__WHAT THE TASK ASKS__:
From the listing below, copy word for word every line starting at the one that includes "for this table." and ending at the one that includes "string; price: string;"; the pictures are omitted.

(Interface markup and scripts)
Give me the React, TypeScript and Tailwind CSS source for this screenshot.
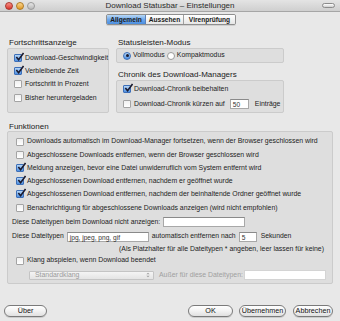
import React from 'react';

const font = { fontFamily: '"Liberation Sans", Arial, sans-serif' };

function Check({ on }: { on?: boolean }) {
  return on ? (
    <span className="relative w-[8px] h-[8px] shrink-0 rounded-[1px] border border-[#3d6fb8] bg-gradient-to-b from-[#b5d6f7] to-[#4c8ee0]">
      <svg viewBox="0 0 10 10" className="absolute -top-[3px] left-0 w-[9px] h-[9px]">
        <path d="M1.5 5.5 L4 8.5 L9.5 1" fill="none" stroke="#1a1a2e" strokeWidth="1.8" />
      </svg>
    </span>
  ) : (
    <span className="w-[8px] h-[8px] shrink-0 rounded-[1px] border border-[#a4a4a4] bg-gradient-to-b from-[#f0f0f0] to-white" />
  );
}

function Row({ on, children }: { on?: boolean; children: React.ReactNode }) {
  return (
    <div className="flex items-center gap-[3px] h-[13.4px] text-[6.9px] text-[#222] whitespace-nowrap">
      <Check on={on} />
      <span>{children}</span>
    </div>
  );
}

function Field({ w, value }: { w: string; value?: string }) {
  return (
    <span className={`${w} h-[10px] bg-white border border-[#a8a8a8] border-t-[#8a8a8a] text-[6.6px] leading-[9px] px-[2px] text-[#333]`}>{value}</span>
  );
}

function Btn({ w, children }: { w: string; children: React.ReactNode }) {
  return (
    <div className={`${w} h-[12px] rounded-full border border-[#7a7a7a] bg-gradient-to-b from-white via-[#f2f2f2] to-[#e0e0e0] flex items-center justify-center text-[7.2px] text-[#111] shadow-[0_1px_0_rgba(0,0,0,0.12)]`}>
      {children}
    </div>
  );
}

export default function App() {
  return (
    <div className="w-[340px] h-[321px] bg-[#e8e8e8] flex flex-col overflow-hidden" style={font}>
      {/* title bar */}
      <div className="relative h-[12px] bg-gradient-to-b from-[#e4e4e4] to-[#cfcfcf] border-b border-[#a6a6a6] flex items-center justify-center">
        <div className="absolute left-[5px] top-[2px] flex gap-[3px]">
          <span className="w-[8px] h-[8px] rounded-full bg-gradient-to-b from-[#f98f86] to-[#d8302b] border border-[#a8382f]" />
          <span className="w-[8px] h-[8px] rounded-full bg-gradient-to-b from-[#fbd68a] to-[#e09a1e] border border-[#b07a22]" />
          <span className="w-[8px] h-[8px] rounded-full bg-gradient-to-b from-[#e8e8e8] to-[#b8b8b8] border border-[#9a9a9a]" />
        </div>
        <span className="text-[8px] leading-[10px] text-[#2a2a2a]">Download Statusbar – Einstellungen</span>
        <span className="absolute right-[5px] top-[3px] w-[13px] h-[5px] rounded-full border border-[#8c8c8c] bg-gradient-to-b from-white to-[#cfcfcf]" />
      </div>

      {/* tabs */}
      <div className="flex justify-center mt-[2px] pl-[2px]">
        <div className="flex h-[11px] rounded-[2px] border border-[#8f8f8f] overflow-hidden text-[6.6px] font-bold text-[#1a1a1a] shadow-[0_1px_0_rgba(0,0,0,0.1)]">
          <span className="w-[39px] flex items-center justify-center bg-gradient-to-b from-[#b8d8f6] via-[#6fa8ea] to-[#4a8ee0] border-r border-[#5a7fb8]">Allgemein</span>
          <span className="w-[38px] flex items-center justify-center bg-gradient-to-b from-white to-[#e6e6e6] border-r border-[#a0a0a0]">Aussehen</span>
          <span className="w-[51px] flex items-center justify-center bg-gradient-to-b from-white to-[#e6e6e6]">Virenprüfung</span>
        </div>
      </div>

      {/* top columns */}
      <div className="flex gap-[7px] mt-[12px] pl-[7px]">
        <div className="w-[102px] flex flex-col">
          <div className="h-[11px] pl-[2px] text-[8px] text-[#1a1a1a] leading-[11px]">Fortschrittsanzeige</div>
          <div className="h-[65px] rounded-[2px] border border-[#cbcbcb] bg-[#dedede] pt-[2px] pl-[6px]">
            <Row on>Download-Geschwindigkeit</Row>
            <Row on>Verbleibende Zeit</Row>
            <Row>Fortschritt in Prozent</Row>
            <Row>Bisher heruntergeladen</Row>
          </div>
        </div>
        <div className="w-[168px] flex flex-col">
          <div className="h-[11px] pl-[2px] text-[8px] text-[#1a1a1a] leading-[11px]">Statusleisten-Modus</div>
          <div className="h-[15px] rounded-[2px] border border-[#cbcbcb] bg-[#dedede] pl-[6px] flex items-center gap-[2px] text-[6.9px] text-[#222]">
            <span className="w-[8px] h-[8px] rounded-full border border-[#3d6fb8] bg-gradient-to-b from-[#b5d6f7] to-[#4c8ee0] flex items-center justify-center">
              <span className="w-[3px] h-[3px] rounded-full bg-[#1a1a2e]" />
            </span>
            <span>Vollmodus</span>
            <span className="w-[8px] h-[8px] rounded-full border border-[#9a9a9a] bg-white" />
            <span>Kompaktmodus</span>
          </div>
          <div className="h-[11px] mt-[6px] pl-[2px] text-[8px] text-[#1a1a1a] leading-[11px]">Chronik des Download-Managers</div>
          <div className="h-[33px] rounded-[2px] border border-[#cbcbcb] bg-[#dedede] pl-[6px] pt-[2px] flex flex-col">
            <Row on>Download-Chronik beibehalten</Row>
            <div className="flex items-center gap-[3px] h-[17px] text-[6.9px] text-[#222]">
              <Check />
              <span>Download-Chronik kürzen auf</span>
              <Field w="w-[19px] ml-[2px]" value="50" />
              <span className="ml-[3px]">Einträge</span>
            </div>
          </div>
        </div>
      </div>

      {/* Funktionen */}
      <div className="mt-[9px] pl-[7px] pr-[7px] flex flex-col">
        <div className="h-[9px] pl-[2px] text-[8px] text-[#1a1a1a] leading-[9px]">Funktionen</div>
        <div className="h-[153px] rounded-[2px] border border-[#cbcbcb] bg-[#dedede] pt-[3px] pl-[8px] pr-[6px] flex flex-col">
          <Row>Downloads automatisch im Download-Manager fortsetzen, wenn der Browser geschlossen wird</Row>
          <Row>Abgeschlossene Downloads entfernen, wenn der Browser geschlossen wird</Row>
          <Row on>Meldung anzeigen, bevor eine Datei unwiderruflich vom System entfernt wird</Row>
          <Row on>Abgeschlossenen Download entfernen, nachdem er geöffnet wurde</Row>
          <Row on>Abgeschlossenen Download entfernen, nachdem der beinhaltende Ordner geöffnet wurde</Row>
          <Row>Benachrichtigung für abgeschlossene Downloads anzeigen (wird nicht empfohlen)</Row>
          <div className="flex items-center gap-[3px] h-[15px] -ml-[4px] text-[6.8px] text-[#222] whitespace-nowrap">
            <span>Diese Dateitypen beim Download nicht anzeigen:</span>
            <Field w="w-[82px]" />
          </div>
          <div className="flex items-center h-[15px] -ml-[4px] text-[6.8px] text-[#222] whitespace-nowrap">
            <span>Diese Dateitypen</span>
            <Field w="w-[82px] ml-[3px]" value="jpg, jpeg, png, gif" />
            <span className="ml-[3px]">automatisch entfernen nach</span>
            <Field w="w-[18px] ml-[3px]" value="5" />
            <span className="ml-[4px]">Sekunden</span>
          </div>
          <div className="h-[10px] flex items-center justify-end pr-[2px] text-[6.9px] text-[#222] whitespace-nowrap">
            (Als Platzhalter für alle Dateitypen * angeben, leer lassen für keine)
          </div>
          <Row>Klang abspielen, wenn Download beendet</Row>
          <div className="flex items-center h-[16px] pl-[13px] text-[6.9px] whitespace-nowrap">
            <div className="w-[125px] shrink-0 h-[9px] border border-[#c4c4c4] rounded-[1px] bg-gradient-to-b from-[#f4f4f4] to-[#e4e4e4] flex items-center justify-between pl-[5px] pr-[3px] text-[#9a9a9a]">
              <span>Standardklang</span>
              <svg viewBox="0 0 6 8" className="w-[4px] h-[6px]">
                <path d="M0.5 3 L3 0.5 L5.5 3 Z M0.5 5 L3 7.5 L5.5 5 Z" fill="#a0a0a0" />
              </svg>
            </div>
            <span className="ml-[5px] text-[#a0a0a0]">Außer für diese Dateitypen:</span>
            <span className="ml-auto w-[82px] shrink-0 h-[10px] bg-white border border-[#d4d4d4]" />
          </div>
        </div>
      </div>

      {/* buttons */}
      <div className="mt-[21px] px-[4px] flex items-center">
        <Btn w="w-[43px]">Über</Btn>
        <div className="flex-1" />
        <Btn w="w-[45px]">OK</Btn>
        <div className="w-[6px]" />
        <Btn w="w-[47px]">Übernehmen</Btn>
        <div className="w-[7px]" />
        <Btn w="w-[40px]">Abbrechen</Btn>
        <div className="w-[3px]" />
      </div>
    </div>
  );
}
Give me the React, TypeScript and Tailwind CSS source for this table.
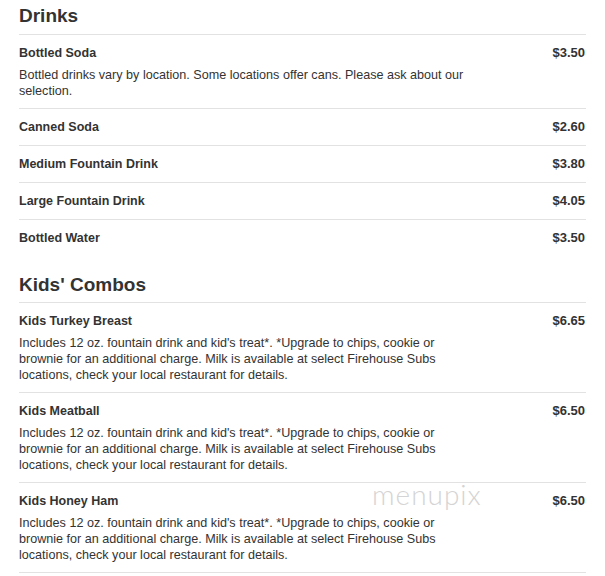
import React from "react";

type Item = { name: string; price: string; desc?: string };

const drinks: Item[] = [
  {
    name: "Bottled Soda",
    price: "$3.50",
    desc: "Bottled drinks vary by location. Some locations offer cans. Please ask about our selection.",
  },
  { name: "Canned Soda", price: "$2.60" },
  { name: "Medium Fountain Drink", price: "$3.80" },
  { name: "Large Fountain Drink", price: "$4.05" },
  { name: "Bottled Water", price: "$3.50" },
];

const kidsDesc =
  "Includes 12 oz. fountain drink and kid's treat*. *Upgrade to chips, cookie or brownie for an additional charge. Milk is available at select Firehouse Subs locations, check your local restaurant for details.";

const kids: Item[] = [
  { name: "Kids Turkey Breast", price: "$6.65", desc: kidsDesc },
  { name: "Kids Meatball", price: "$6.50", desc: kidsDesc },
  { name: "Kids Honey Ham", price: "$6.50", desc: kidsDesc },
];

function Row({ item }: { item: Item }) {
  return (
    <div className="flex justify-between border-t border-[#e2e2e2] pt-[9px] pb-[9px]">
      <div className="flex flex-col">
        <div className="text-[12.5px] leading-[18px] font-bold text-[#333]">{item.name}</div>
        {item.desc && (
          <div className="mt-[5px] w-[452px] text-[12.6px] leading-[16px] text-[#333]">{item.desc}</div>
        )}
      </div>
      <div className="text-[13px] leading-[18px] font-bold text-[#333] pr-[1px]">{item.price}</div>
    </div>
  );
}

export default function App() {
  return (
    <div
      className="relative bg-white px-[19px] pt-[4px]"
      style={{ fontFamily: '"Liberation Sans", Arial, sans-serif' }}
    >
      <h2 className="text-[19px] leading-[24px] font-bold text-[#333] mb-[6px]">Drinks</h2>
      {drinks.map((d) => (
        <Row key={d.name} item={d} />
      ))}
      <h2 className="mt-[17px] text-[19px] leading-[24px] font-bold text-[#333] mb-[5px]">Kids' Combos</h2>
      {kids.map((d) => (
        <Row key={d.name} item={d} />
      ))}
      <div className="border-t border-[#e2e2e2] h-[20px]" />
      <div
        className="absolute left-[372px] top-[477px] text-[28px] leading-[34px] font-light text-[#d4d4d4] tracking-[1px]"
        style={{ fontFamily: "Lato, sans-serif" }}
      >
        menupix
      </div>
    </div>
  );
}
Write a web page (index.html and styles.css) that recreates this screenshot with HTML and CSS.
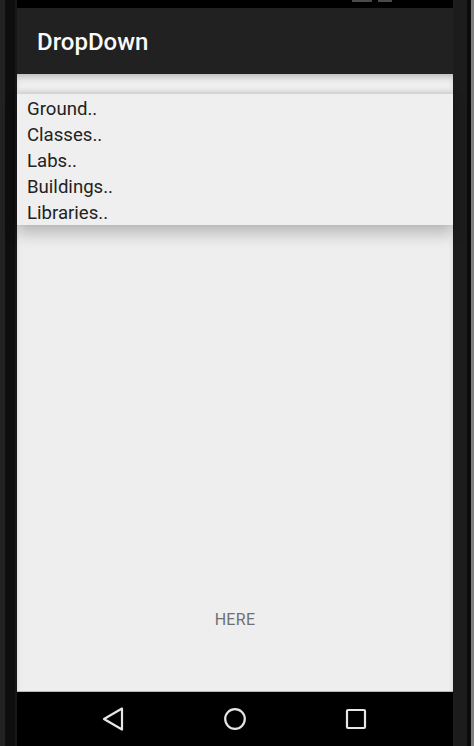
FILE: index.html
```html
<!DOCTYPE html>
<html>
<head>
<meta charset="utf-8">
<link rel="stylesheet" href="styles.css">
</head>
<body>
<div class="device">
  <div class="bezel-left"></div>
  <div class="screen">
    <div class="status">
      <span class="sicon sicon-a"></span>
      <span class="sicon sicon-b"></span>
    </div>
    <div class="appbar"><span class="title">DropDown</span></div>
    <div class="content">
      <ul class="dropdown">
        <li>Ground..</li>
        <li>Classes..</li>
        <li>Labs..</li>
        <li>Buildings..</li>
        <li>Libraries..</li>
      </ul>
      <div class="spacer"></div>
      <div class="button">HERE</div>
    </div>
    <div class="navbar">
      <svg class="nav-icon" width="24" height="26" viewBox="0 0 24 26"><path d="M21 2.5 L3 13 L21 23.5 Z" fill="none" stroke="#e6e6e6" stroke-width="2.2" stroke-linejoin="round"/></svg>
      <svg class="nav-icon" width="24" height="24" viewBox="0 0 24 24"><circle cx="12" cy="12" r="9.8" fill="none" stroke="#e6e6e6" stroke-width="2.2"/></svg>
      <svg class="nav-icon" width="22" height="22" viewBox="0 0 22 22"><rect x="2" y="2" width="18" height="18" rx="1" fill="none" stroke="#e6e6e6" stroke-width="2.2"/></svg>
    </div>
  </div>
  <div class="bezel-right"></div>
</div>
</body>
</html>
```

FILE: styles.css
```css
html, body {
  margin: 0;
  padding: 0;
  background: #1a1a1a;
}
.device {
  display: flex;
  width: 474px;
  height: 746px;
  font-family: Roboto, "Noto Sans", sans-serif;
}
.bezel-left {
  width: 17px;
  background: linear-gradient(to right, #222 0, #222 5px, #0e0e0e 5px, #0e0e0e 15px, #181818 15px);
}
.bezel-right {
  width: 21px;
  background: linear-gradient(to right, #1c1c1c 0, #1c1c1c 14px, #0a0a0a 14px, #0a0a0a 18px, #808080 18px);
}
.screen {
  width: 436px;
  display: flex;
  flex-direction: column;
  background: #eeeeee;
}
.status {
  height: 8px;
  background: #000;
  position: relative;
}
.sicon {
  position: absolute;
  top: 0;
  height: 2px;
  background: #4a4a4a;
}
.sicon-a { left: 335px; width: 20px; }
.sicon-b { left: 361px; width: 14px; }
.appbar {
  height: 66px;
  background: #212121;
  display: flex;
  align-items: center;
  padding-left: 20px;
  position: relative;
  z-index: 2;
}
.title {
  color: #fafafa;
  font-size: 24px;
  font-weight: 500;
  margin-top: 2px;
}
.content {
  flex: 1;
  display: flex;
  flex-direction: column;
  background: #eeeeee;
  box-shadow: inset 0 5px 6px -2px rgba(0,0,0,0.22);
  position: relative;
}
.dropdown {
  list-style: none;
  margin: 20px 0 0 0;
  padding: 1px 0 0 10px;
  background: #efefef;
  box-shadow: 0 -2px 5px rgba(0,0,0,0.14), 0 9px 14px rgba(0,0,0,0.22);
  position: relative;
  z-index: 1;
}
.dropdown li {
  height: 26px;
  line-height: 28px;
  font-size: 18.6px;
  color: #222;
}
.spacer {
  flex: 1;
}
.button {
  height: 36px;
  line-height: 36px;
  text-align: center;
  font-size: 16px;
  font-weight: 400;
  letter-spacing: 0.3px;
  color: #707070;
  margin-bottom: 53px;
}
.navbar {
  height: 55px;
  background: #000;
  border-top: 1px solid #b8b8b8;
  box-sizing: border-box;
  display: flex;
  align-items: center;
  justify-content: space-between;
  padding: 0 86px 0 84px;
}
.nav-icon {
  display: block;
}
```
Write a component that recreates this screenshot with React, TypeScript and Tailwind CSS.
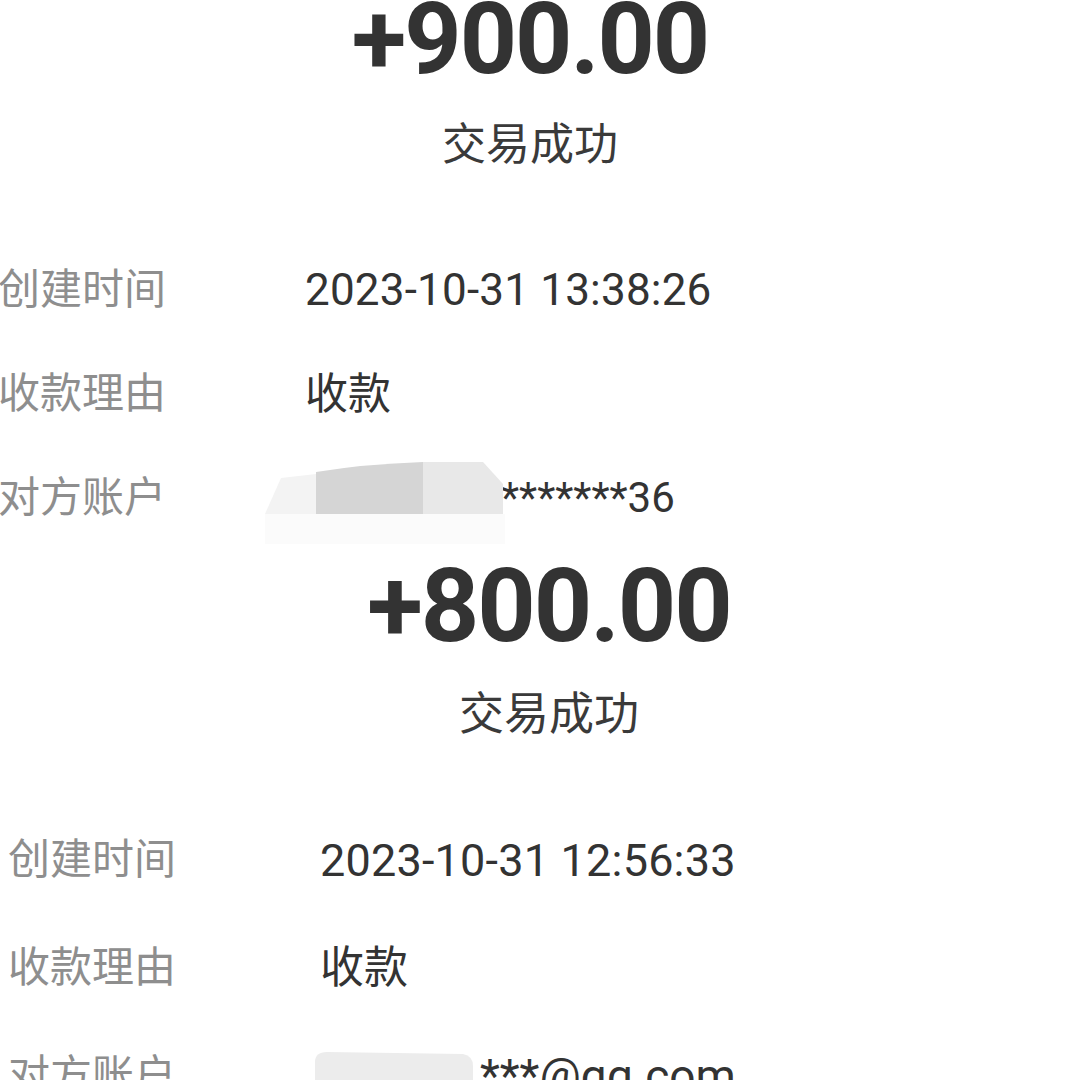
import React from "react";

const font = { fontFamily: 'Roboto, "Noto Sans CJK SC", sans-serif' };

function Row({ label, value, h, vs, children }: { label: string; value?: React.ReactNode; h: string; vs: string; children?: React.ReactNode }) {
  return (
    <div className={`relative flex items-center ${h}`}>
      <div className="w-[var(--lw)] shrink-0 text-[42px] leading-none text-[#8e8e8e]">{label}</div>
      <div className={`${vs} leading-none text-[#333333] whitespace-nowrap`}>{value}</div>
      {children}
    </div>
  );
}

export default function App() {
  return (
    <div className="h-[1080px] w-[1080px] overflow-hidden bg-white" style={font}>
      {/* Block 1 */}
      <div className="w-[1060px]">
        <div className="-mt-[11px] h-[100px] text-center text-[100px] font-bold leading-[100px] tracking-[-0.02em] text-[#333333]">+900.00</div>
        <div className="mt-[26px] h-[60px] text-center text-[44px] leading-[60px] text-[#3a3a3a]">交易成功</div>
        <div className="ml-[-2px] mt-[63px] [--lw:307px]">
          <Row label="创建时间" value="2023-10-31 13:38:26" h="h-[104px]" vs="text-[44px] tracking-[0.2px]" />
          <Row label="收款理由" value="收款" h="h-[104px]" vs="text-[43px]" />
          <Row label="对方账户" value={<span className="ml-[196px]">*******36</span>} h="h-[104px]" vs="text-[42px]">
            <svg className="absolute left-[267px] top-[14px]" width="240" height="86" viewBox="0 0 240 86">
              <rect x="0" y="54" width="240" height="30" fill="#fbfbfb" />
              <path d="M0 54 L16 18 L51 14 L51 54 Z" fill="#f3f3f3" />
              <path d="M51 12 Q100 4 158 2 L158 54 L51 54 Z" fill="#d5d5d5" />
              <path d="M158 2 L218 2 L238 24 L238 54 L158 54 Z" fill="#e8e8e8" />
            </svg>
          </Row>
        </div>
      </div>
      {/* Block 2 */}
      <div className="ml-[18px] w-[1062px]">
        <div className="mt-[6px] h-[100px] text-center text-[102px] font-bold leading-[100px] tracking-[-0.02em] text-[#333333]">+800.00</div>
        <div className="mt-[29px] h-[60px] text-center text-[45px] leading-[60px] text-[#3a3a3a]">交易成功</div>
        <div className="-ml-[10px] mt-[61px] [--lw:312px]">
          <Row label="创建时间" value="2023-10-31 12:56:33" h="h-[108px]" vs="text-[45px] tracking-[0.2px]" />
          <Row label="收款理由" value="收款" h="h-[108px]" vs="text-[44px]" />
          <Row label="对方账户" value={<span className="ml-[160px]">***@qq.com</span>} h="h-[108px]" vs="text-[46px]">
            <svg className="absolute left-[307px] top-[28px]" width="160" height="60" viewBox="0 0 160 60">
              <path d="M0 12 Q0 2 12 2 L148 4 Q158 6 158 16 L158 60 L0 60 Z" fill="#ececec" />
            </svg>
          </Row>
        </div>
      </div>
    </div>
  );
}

__RESPONSE TO THIS EXERCISE__:
Give me the React, TypeScript and Tailwind CSS source for this table.
import React from "react";

type Item = { name: string; price: string; desc?: string };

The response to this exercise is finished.